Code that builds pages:

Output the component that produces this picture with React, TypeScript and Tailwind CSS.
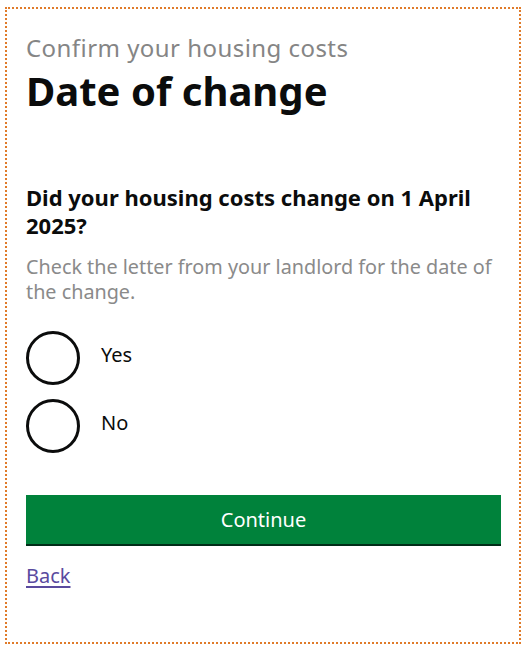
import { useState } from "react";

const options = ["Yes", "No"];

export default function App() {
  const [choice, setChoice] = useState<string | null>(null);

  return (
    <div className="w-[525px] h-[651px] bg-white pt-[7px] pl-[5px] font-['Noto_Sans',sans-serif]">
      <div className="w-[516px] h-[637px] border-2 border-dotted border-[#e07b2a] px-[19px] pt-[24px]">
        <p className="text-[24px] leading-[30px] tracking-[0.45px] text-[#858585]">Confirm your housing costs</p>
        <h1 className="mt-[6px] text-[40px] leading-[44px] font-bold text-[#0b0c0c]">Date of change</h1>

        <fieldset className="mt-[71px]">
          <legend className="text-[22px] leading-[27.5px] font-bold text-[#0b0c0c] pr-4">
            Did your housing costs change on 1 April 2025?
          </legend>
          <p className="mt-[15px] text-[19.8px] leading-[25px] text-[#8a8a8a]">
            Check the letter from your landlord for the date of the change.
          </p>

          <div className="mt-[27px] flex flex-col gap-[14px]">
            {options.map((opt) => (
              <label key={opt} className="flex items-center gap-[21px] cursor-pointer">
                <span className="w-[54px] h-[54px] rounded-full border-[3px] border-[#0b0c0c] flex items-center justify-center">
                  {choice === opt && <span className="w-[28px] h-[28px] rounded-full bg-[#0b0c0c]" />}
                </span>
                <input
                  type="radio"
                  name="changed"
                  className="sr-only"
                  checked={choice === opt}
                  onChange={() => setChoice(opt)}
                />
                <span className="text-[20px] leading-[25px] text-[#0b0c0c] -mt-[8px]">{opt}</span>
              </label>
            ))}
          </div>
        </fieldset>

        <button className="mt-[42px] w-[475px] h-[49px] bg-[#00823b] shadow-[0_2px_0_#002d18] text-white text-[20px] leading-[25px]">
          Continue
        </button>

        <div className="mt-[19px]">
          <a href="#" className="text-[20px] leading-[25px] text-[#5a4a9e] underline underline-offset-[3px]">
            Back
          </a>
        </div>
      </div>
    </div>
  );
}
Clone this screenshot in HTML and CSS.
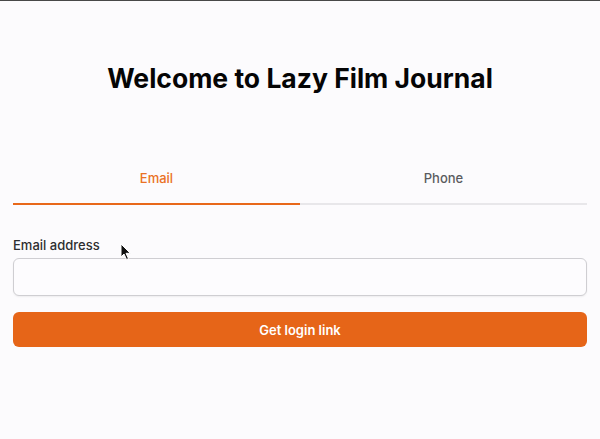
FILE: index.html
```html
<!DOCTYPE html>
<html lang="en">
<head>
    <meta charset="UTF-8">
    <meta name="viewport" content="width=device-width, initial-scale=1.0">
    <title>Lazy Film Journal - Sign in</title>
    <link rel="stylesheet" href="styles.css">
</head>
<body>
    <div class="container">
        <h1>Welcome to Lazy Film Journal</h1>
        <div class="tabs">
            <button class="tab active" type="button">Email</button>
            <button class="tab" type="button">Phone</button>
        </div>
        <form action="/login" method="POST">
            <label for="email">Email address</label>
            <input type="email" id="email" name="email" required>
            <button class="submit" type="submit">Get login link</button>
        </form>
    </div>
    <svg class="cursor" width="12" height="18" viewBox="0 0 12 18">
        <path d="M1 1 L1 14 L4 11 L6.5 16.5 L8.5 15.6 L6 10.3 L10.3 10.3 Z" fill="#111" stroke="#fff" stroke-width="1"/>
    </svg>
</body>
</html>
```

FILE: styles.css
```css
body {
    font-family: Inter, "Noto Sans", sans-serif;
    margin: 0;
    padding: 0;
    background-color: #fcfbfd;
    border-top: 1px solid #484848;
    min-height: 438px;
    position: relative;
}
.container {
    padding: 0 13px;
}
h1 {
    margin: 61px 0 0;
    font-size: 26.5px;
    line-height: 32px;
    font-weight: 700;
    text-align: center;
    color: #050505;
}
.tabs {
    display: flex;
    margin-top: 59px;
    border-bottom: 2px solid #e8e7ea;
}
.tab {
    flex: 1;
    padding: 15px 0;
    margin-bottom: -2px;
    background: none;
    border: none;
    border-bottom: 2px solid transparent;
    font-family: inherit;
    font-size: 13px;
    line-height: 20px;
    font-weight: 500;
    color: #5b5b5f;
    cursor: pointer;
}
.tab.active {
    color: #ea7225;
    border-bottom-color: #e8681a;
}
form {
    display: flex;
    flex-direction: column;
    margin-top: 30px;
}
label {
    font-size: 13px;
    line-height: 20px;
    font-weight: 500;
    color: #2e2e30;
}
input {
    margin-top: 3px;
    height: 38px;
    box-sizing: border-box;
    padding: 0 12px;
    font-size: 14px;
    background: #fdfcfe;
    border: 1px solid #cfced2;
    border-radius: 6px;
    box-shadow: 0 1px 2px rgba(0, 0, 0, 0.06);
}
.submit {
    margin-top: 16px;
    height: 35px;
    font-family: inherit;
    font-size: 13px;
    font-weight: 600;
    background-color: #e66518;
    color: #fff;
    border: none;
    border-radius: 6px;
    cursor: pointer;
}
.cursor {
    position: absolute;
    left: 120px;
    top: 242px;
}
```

GIVEN REQUEST: Your task is to copy the entries in full and exactly, without any images.

EXERCISE RESPONSE:
Output the component that produces this picture with React, TypeScript and Tailwind CSS.
import { useState } from "react";

const options = ["Yes", "No"];

export default function App() {
  const [choice, setChoice] = useState<string | null>(null);

  return (
    <div className="w-[525px] h-[651px] bg-white pt-[7px] pl-[5px] font-['Noto_Sans',sans-serif]">
      <div className="w-[516px] h-[637px] border-2 border-dotted border-[#e07b2a] px-[19px] pt-[24px]">
        <p className="text-[24px] leading-[30px] tracking-[0.45px] text-[#858585]">Confirm your housing costs</p>
        <h1 className="mt-[6px] text-[40px] leading-[44px] font-bold text-[#0b0c0c]">Date of change</h1>

        <fieldset className="mt-[71px]">
          <legend className="text-[22px] leading-[27.5px] font-bold text-[#0b0c0c] pr-4">
            Did your housing costs change on 1 April 2025?
          </legend>
          <p className="mt-[15px] text-[19.8px] leading-[25px] text-[#8a8a8a]">
            Check the letter from your landlord for the date of the change.
          </p>

          <div className="mt-[27px] flex flex-col gap-[14px]">
            {options.map((opt) => (
              <label key={opt} className="flex items-center gap-[21px] cursor-pointer">
                <span className="w-[54px] h-[54px] rounded-full border-[3px] border-[#0b0c0c] flex items-center justify-center">
                  {choice === opt && <span className="w-[28px] h-[28px] rounded-full bg-[#0b0c0c]" />}
                </span>
                <input
                  type="radio"
                  name="changed"
                  className="sr-only"
                  checked={choice === opt}
                  onChange={() => setChoice(opt)}
                />
                <span className="text-[20px] leading-[25px] text-[#0b0c0c] -mt-[8px]">{opt}</span>
              </label>
            ))}
          </div>
        </fieldset>

        <button className="mt-[42px] w-[475px] h-[49px] bg-[#00823b] shadow-[0_2px_0_#002d18] text-white text-[20px] leading-[25px]">
          Continue
        </button>

        <div className="mt-[19px]">
          <a href="#" className="text-[20px] leading-[25px] text-[#5a4a9e] underline underline-offset-[3px]">
            Back
          </a>
        </div>
      </div>
    </div>
  );
}
Clone this screenshot in HTML and CSS.
FILE: index.html
```html
<!DOCTYPE html>
<html lang="en">
<head>
    <meta charset="UTF-8">
    <meta name="viewport" content="width=device-width, initial-scale=1.0">
    <title>Lazy Film Journal - Sign in</title>
    <link rel="stylesheet" href="styles.css">
</head>
<body>
    <div class="container">
        <h1>Welcome to Lazy Film Journal</h1>
        <div class="tabs">
            <button class="tab active" type="button">Email</button>
            <button class="tab" type="button">Phone</button>
        </div>
        <form action="/login" method="POST">
            <label for="email">Email address</label>
            <input type="email" id="email" name="email" required>
            <button class="submit" type="submit">Get login link</button>
        </form>
    </div>
    <svg class="cursor" width="12" height="18" viewBox="0 0 12 18">
        <path d="M1 1 L1 14 L4 11 L6.5 16.5 L8.5 15.6 L6 10.3 L10.3 10.3 Z" fill="#111" stroke="#fff" stroke-width="1"/>
    </svg>
</body>
</html>
```

FILE: styles.css
```css
body {
    font-family: Inter, "Noto Sans", sans-serif;
    margin: 0;
    padding: 0;
    background-color: #fcfbfd;
    border-top: 1px solid #484848;
    min-height: 438px;
    position: relative;
}
.container {
    padding: 0 13px;
}
h1 {
    margin: 61px 0 0;
    font-size: 26.5px;
    line-height: 32px;
    font-weight: 700;
    text-align: center;
    color: #050505;
}
.tabs {
    display: flex;
    margin-top: 59px;
    border-bottom: 2px solid #e8e7ea;
}
.tab {
    flex: 1;
    padding: 15px 0;
    margin-bottom: -2px;
    background: none;
    border: none;
    border-bottom: 2px solid transparent;
    font-family: inherit;
    font-size: 13px;
    line-height: 20px;
    font-weight: 500;
    color: #5b5b5f;
    cursor: pointer;
}
.tab.active {
    color: #ea7225;
    border-bottom-color: #e8681a;
}
form {
    display: flex;
    flex-direction: column;
    margin-top: 30px;
}
label {
    font-size: 13px;
    line-height: 20px;
    font-weight: 500;
    color: #2e2e30;
}
input {
    margin-top: 3px;
    height: 38px;
    box-sizing: border-box;
    padding: 0 12px;
    font-size: 14px;
    background: #fdfcfe;
    border: 1px solid #cfced2;
    border-radius: 6px;
    box-shadow: 0 1px 2px rgba(0, 0, 0, 0.06);
}
.submit {
    margin-top: 16px;
    height: 35px;
    font-family: inherit;
    font-size: 13px;
    font-weight: 600;
    background-color: #e66518;
    color: #fff;
    border: none;
    border-radius: 6px;
    cursor: pointer;
}
.cursor {
    position: absolute;
    left: 120px;
    top: 242px;
}
```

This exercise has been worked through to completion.